🤖 AI Summary
This paper addresses two key challenges in environmental sound deepfake detection: unknown-generator generalization (Track 1) and black-box, low-resource deployment (Track 2). To this end, we propose a lightweight and robust detection framework. Our method leverages a frozen self-supervised audio encoder coupled with a compact feed-forward network, ensuring high efficiency without sacrificing accuracy. A core contribution is the novel SSLAM intermediate-layer feature fusion mechanism—operating on layers 4–9—to enhance cross-generator representation consistency. Additionally, we introduce class-weighted loss to mitigate severe data imbalance. Evaluated on the ESDD 2026 benchmark across both tracks, our approach achieves equal error rates of 1.20% (Track 1) and 1.05% (Track 2), substantially outperforming the official baseline. These results demonstrate strong generalization to unseen generative models and practical efficacy under stringent resource constraints.
📝 Abstract
Recent advances in generative audio models have enabled high-fidelity environmental sound synthesis, raising serious concerns for audio security. The ESDD 2026 Challenge therefore addresses environmental sound deepfake detection under unseen generators (Track 1) and black-box low-resource detection (Track 2) conditions.
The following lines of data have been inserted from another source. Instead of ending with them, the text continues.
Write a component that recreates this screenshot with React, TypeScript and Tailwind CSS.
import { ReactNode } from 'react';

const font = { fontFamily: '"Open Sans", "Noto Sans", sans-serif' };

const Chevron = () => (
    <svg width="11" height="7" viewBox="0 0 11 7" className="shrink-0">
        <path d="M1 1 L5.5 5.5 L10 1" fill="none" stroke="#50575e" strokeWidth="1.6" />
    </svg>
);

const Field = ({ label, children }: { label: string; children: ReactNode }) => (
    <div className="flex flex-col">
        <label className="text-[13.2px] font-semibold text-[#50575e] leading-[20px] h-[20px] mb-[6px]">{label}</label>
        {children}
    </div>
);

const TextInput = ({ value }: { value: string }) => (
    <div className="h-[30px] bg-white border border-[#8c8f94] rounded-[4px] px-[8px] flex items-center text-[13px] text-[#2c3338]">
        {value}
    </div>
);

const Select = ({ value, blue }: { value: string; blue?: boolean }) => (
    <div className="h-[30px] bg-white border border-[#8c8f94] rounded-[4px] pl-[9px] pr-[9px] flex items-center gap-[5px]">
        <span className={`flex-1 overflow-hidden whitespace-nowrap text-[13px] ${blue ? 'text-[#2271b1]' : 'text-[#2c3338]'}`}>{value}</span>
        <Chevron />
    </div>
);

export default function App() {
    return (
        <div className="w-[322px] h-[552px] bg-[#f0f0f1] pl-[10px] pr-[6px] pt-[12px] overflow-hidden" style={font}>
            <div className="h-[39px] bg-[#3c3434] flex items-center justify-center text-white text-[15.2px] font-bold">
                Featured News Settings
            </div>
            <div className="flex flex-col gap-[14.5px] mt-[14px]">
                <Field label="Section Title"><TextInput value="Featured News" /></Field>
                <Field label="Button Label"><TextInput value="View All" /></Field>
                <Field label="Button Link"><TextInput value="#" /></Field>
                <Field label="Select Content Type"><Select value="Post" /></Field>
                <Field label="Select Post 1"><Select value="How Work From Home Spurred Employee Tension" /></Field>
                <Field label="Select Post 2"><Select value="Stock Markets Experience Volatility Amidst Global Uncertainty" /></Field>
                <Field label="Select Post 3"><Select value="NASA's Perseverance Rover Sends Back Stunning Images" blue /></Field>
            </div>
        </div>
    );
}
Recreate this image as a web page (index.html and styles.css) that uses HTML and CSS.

We propose EnvSSLAM-FFN, which integrates a frozen SSLAM self-supervised encoder with a lightweight FFN back-end. To effectively capture spoofing artifacts under severe data imbalance, we fuse intermediate SSLAM representations from layers 4-9 and adopt a class-weighted training objective. Experimental results show that the proposed system consistently outperforms the official baselines on both tracks, achieving Test Equal Error Rates (EERs) of 1.20% and 1.05%, respectively.